— start —
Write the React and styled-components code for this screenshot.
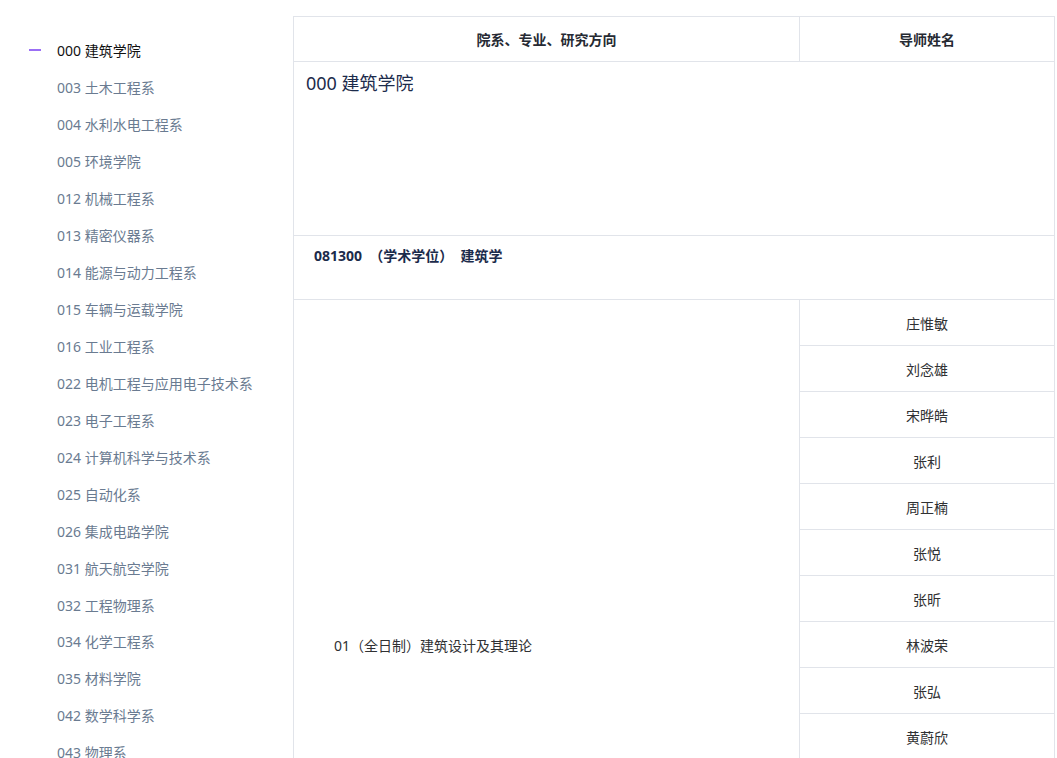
import React from "react";
import styled, { createGlobalStyle } from "styled-components";

const GlobalStyle = createGlobalStyle`
  body {
    margin: 0;
    background: #fff;
    font-family: "Noto Sans", "Noto Sans CJK SC", sans-serif;
  }
`;

const Page = styled.div`
  display: flex;
  align-items: flex-start;
  padding-top: 16px;
`;

const Sidebar = styled.ul`
  width: 293px;
  flex-shrink: 0;
  margin: 0;
  padding: 16px 0 0 29px;
  box-sizing: border-box;
  list-style: none;
`;

const SideItem = styled.li`
  display: flex;
  align-items: center;
  height: 36.95px;
  gap: 16px;
  font-size: 14px;
  color: ${(p) => (p.$active ? "#111" : "#6a7b91")};
  white-space: nowrap;
  cursor: pointer;
`;

const Marker = styled.span`
  width: 12px;
  height: 2px;
  background: ${(p) => (p.$active ? "#9b6ff5" : "transparent")};
  flex-shrink: 0;
`;

const Table = styled.table`
  width: 762px;
  border-collapse: collapse;
  table-layout: fixed;
  font-family: "Noto Sans", "Noto Sans CJK SC", sans-serif;
  font-size: 14px;
  color: #303133;
`;

const Th = styled.th`
  height: 45px;
  box-sizing: border-box;
  padding: 0;
  border: 1px solid #e1e4ea;
  font-weight: 700;
  font-size: 14px;
  color: #262a33;
  text-align: center;
`;

const TitleCell = styled.td`
  height: 166px;
  border: 1px solid #e1e4ea;
  padding: 7px 12px 0;
  vertical-align: top;
  font-size: 18px;
  color: #1c2b4b;
`;

const MajorCell = styled.td`
  height: 54px;
  border: 1px solid #e1e4ea;
  padding: 9px 20px 0;
  vertical-align: top;
  font-size: 14px;
  font-weight: 700;
  color: #1c2b4b;
  white-space: pre;
`;

const DirectionCell = styled.td`
  border: 1px solid #e1e4ea;
  padding: 0 40px;
  vertical-align: middle;
  color: #303133;
`;

const NameCell = styled.td`
  height: 45px;
  border: 1px solid #e1e4ea;
  padding: 0;
  text-align: center;
  color: #303133;
`;

const departments = [
  "000 建筑学院",
  "003 土木工程系",
  "004 水利水电工程系",
  "005 环境学院",
  "012 机械工程系",
  "013 精密仪器系",
  "014 能源与动力工程系",
  "015 车辆与运载学院",
  "016 工业工程系",
  "022 电机工程与应用电子技术系",
  "023 电子工程系",
  "024 计算机科学与技术系",
  "025 自动化系",
  "026 集成电路学院",
  "031 航天航空学院",
  "032 工程物理系",
  "034 化学工程系",
  "035 材料学院",
  "042 数学科学系",
  "043 物理系",
  "044 化学系",
];

const tutors = [
  "庄惟敏",
  "刘念雄",
  "宋晔皓",
  "张利",
  "周正楠",
  "张悦",
  "张昕",
  "林波荣",
  "张弘",
  "黄蔚欣",
  "程晓青",
  "王辉",
  "徐卫国",
  "单军",
  "李晓东",
];

function App() {
  return (
    <>
      <GlobalStyle />
      <Page>
        <Sidebar>
          {departments.map((d, i) => (
            <SideItem key={d} $active={i === 0}>
              <Marker $active={i === 0} />
              {d}
            </SideItem>
          ))}
        </Sidebar>
        <Table>
          <colgroup>
            <col style={{ width: 506 }} />
            <col />
          </colgroup>
          <thead>
            <tr>
              <Th>院系、专业、研究方向</Th>
              <Th>导师姓名</Th>
            </tr>
          </thead>
          <tbody>
            <tr>
              <TitleCell colSpan={2}>000 建筑学院</TitleCell>
            </tr>
            <tr>
              <MajorCell colSpan={2}>{"081300  （学术学位）  建筑学"}</MajorCell>
            </tr>
            {tutors.map((t, i) => (
              <tr key={t}>
                {i === 0 && (
                  <DirectionCell rowSpan={tutors.length}>
                    01（全日制）建筑设计及其理论
                  </DirectionCell>
                )}
                <NameCell>{t}</NameCell>
              </tr>
            ))}
          </tbody>
        </Table>
      </Page>
    </>
  );
}

export default App;
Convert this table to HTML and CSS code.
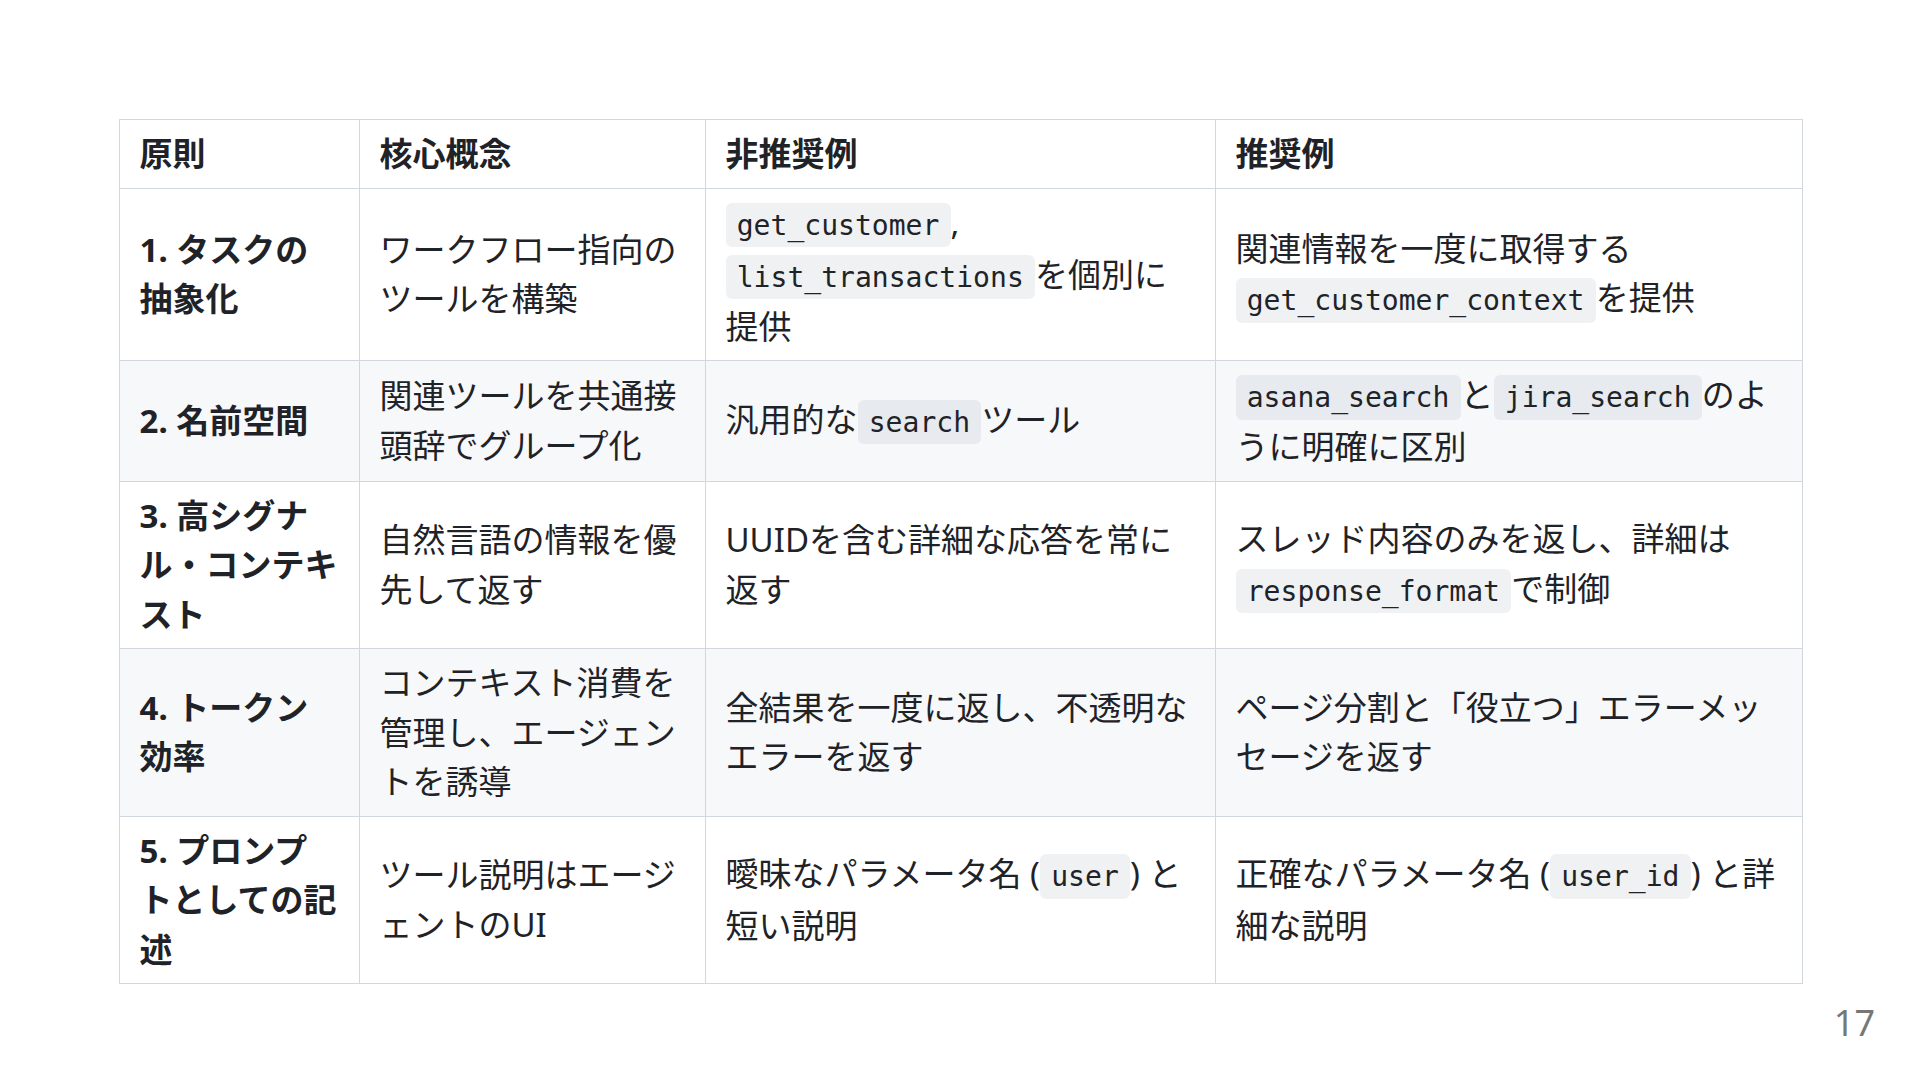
FILE: index.html
```html
<!DOCTYPE html>
<html lang="ja">
<head>
<meta charset="utf-8">
<title>Slide 17</title>
<link rel="stylesheet" href="styles.css">
</head>
<body>
<section class="slide">
  <table class="grid">
    <colgroup>
      <col class="c1"><col class="c2"><col class="c3"><col class="c4">
    </colgroup>
    <thead>
      <tr><th>原則</th><th>核心概念</th><th>非推奨例</th><th>推奨例</th></tr>
    </thead>
    <tbody>
      <tr>
        <td><strong>1. タスクの抽象化</strong></td>
        <td>ワークフロー指向のツールを構築</td>
        <td><code>get_customer</code>, <code>list_transactions</code>を個別に提供</td>
        <td>関連情報を一度に取得する<code>get_customer_context</code>を提供</td>
      </tr>
      <tr>
        <td><strong>2. 名前空間</strong></td>
        <td>関連ツールを共通接頭辞でグループ化</td>
        <td>汎用的な<code>search</code>ツール</td>
        <td><code>asana_search</code>と<code>jira_search</code>のように明確に区別</td>
      </tr>
      <tr>
        <td><strong>3. 高シグナル・コンテキスト</strong></td>
        <td>自然言語の情報を優先して返す</td>
        <td>UUIDを含む詳細な応答を常に返す</td>
        <td>スレッド内容のみを返し、詳細は<code>response_format</code>で制御</td>
      </tr>
      <tr>
        <td><strong>4. トークン効率</strong></td>
        <td>コンテキスト消費を管理し、エージェントを誘導</td>
        <td>全結果を一度に返し、不透明なエラーを返す</td>
        <td>ページ分割と「役立つ」エラーメッセージを返す</td>
      </tr>
      <tr>
        <td><strong>5. プロンプトとしての記述</strong></td>
        <td>ツール説明はエージェントのUI</td>
        <td>曖昧なパラメータ名 (<code>user</code>) と短い説明</td>
        <td>正確なパラメータ名 (<code>user_id</code>) と詳細な説明</td>
      </tr>
    </tbody>
  </table>
  <footer class="pager">17</footer>
</section>
</body>
</html>
```

FILE: styles.css
```css
html, body {
  margin: 0;
  padding: 0;
  background: #ffffff;
}

.slide {
  box-sizing: border-box;
  width: 1920px;
  height: 1080px;
  padding: 119px 118px 0 119px;
  display: flex;
  flex-direction: column;
  font-family: "Noto Sans", "Noto Sans CJK JP", sans-serif;
  font-size: 33px;
  line-height: 1.5;
  color: #1f2328;
}

.grid {
  width: 1683px;
  table-layout: fixed;
  border-collapse: collapse;
  border-spacing: 0;
}

.c1 { width: 240px; }
.c2 { width: 346px; }
.c3 { width: 510px; }
.c4 { width: 587px; }

.grid th,
.grid td {
  border: 1px solid #d0d7de;
  padding: 9px 19.5px;
  text-align: left;
  vertical-align: middle;
  word-break: normal;
  overflow-wrap: normal;
}

.grid th {
  font-weight: 700;
}

.grid td strong {
  font-weight: 700;
}

.grid tbody tr {
  background: #ffffff;
}

.grid tbody tr:nth-child(2n) {
  background: #f6f8fa;
}

.grid code {
  font-family: "DejaVu Sans Mono", monospace;
  font-size: 85%;
  line-height: 48px;
  padding: 0.2em 0.4em;
  margin: 0;
  border-radius: 6px;
  background: rgba(175, 184, 193, 0.2);
  white-space: nowrap;
}

.pager {
  margin-top: auto;
  align-self: flex-end;
  margin-right: -73px;
  padding-bottom: 39px;
  font-family: "Noto Sans", sans-serif;
  font-size: 36px;
  line-height: 1;
  color: #777777;
}
```
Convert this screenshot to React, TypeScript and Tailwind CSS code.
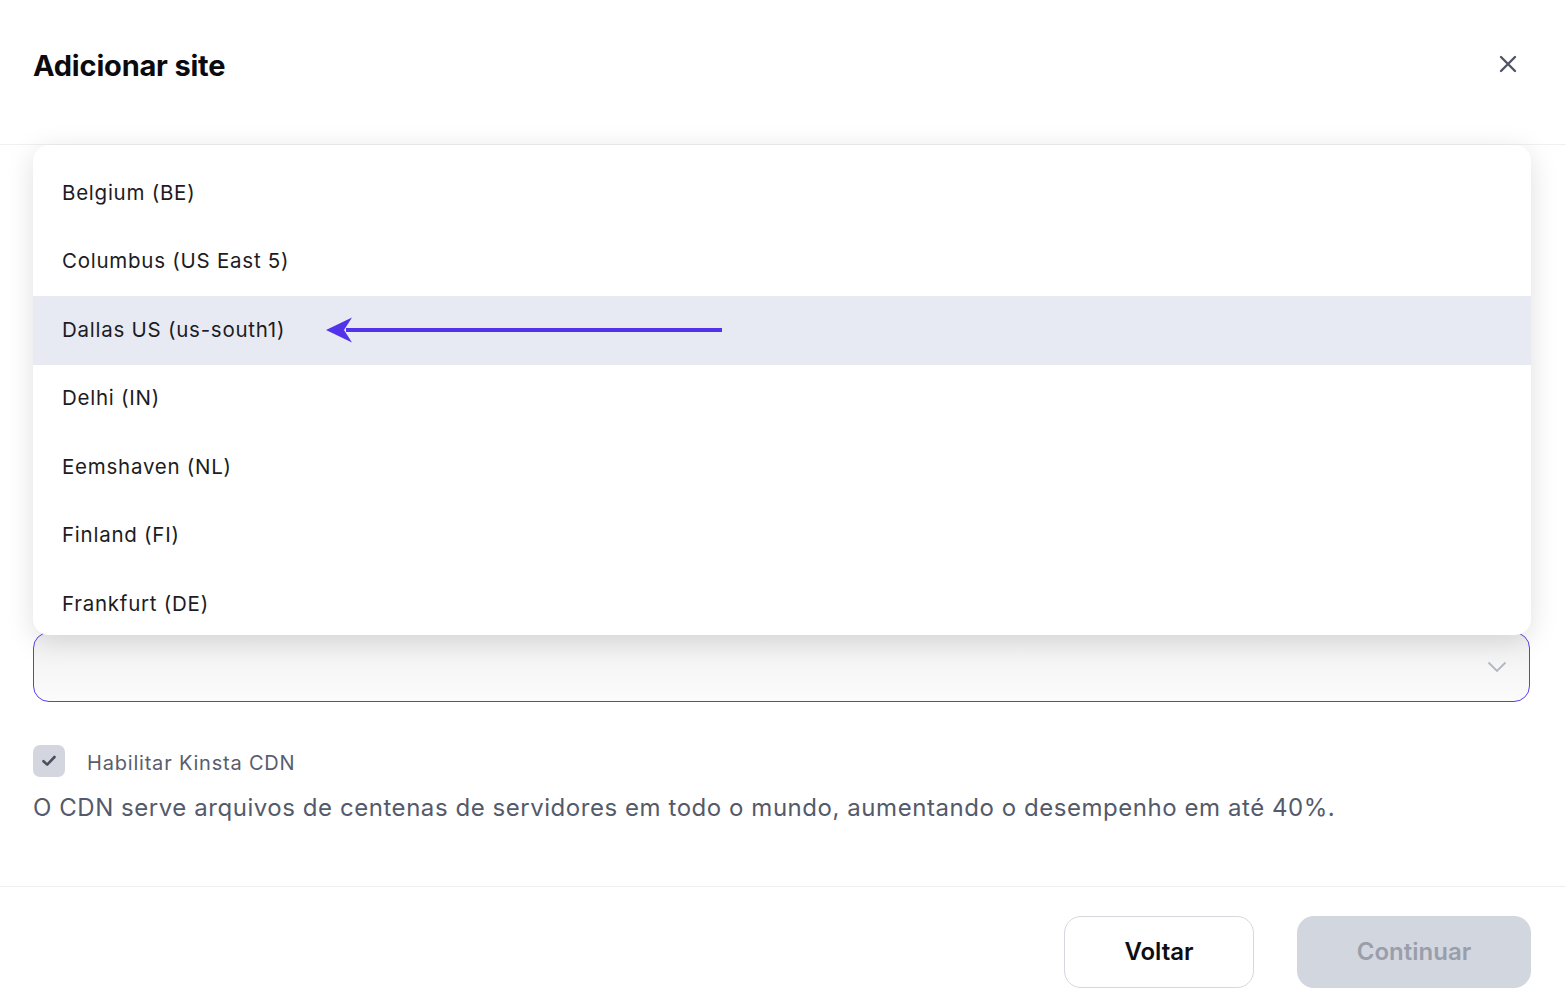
import React from "react";

const items = [
  "Belgium (BE)",
  "Columbus (US East 5)",
  "Dallas US (us-south1)",
  "Delhi (IN)",
  "Eemshaven (NL)",
  "Finland (FI)",
  "Frankfurt (DE)",
];

export default function App() {
  return (
    <div
      className="w-[1566px] h-[1006px] bg-white overflow-hidden flex flex-col"
      style={{ fontFamily: "Inter, 'Noto Sans', sans-serif" }}
    >
      {/* Header */}
      <div className="h-[145px] shrink-0 border-b border-[#f0f0f2] flex items-center justify-between pl-[33px] pr-[48px]">
        <h1 className="text-[29px] font-bold text-[#0b0b0f] tracking-[-0.2px] -mt-[13px]">
          Adicionar site
        </h1>
        <svg width="20" height="20" viewBox="0 0 20 20" className="-mt-[16px]">
          <path d="M3 3 L17 17 M17 3 L3 17" stroke="#4f5566" strokeWidth="2.4" strokeLinecap="round" />
        </svg>
      </div>

      {/* Body */}
      <div className="relative flex-1 flex flex-col pl-[33px] pr-[36px]">
        <div className="h-[487px] shrink-0" />
        <div className="h-[70px] shrink-0 rounded-[16px] border border-[#5b3fe6] bg-gradient-to-b from-[#f1f1f1] to-[#fbfbfb] flex items-center justify-end pr-[22px]">
          <svg width="20" height="12" viewBox="0 0 20 12">
            <path d="M1.5 1.5 L10 10 L18.5 1.5" fill="none" stroke="#b4b7c3" strokeWidth="1.8" />
          </svg>
        </div>

        <div className="mt-[43px] flex items-start gap-[22px]">
          <div className="w-[32px] h-[32px] rounded-[7px] bg-[#d3d6de] flex items-center justify-center">
            <svg width="14" height="12" viewBox="0 0 14 12">
              <path d="M1.5 6.2 L5.2 9.6 L12.5 2" fill="none" stroke="#4a5060" strokeWidth="2.6" strokeLinecap="round" strokeLinejoin="round" />
            </svg>
          </div>
          <span className="pt-[4px] text-[20px] leading-[28px] tracking-[0.8px] text-[#585e6e]">Habilitar Kinsta CDN</span>
        </div>
        <p className="mt-[13px] text-[24px] tracking-[0.55px] text-[#545a6a] leading-[36px]">
          O CDN serve arquivos de centenas de servidores em todo o mundo, aumentando o desempenho em até 40%.
        </p>

        {/* Dropdown overlay */}
        <div className="absolute left-[33px] right-[35px] top-0 h-[490px] bg-white rounded-[16px] shadow-[0_6px_28px_rgba(0,0,0,0.13)] pt-[14px] overflow-hidden">
          {items.map((it) => {
            const active = it.startsWith("Dallas");
            return (
              <div
                key={it}
                className={`h-[68.5px] flex items-center pl-[29px] text-[20.5px] tracking-[0.75px] text-[#1c1c22] ${active ? "bg-[#e8eaf3]" : ""}`}
              >
                <span>{it}</span>
                {active && (
                  <svg width="397" height="28" viewBox="0 0 397 28" className="ml-[41px]">
                    <path d="M20 14 L396 14" stroke="#5333ea" strokeWidth="4" />
                    <path d="M0 14 L26 1.5 L18 14 L26 26.5 Z" fill="#5333ea" />
                  </svg>
                )}
              </div>
            );
          })}
        </div>
      </div>

      {/* Footer */}
      <div className="h-[120px] shrink-0 border-t border-[#efeff1] flex justify-end items-start pt-[29px] pr-[35px] gap-[43px]">
        <button className="w-[190px] h-[72px] rounded-[17px] border border-[#d6d8de] bg-white text-[24px] font-semibold text-[#0d0d12]">
          Voltar
        </button>
        <button className="w-[234px] h-[72px] rounded-[17px] bg-[#d2d6df] text-[24px] font-semibold text-[#9a9eaa]">
          Continuar
        </button>
      </div>
    </div>
  );
}
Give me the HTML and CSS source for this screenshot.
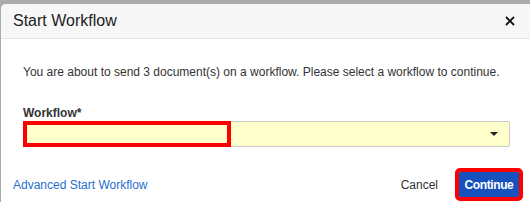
FILE: index.html
```html
<!DOCTYPE html>
<html>
<head>
<meta charset="utf-8">
<title>Start Workflow</title>
<link rel="stylesheet" href="styles.css">
</head>
<body>
    <div class="dialog">
        <div class="dialog-header">
            <span class="dialog-title">Start Workflow</span>
            <button class="close-button" title="Close">
                <svg width="10" height="10" viewBox="0 0 10 10">
                    <path d="M1 1 L9 9 M9 1 L1 9" stroke="#111" stroke-width="1.8" fill="none"/>
                </svg>
            </button>
        </div>
        <div class="dialog-body">
            <p class="intro">You are about to send 3 document(s) on a workflow. Please select a workflow to continue.</p>
            <label class="field-label">Workflow*</label>
            <div class="select-wrap">
                <div class="select-box">
                    <span class="select-arrow"></span>
                </div>
                <div class="highlight"></div>
            </div>
        </div>
        <div class="dialog-footer">
            <a href="#" class="advanced-link">Advanced Start Workflow</a>
            <div class="actions">
                <span class="cancel">Cancel</span>
                <button class="continue">Continue</button>
            </div>
        </div>
    </div>
</body>
</html>
```

FILE: styles.css
```css
* {
  font-family: Arial, "Liberation Sans", sans-serif;
  box-sizing: border-box;
}
html {
  height: 100%;
}
body {
  height: 100%;
  margin: 0;
  padding: 4px 0 0 1px;
  background: #acacac;
  overflow: hidden;
}

.dialog {
  width: 529px;
  height: 100%;
  background: #fff;
  border-radius: 5px 0 0 0;
}
.dialog-header {
  height: 35px;
  display: flex;
  align-items: center;
  justify-content: space-between;
  padding: 0 15px 0 12px;
  background: #f7f7f7;
  border-bottom: 1px solid #e5e5e5;
  border-radius: 5px 0 0 0;
}
.dialog-title {
  font-size: 16px;
  line-height: 18px;
  color: #222;
}
.close-button {
  border: 0;
  padding: 0;
  background: none;
  width: 10px;
  height: 10px;
  display: flex;
}

.dialog-body {
  padding: 26px 20px 0 22px;
}
.intro {
  margin: 0;
  font-size: 12px;
  line-height: 14px;
  color: #333;
}
.field-label {
  display: block;
  margin-top: 27px;
  font-size: 12px;
  font-weight: bold;
  line-height: 14px;
  color: #333;
}
.select-wrap {
  position: relative;
  margin-top: 1px;
}
.select-box {
  height: 26px;
  display: flex;
  align-items: center;
  justify-content: flex-end;
  padding-right: 11px;
  background: #ffffcc;
  border: 1px solid #c9c9c9;
  border-radius: 2px;
}
.select-arrow {
  width: 0;
  height: 0;
  border-left: 4px solid transparent;
  border-right: 4px solid transparent;
  border-top: 4px solid #222;
}
.highlight {
  position: absolute;
  left: 0;
  top: 0;
  width: 208px;
  height: 26px;
  border: 4px solid #ff0000;
}

.dialog-footer {
  display: flex;
  align-items: center;
  justify-content: space-between;
  margin-top: 25px;
  padding: 0 11px 0 12px;
}
.advanced-link {
  font-size: 12px;
  line-height: 14px;
  color: #1f6fd1;
  text-decoration: none;
}
.actions {
  display: flex;
  align-items: center;
}
.cancel {
  font-size: 12px;
  line-height: 14px;
  color: #333;
  margin-right: 21px;
}
.continue {
  height: 25px;
  width: 60px;
  padding: 0;
  border: 0;
  border-radius: 1px;
  background: #1652bd;
  color: #fff;
  font-size: 12px;
  font-weight: bold;
  letter-spacing: -0.4px;
  outline: 4px solid #ff0000;
}
```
— end —
PROBLEM DETAILS
From the records above, pick out and copy each line holding the word "Convert".

FULL RESPONSE
Convert this table to HTML and CSS code.
Convert this screenshot to React, TypeScript and Tailwind CSS code.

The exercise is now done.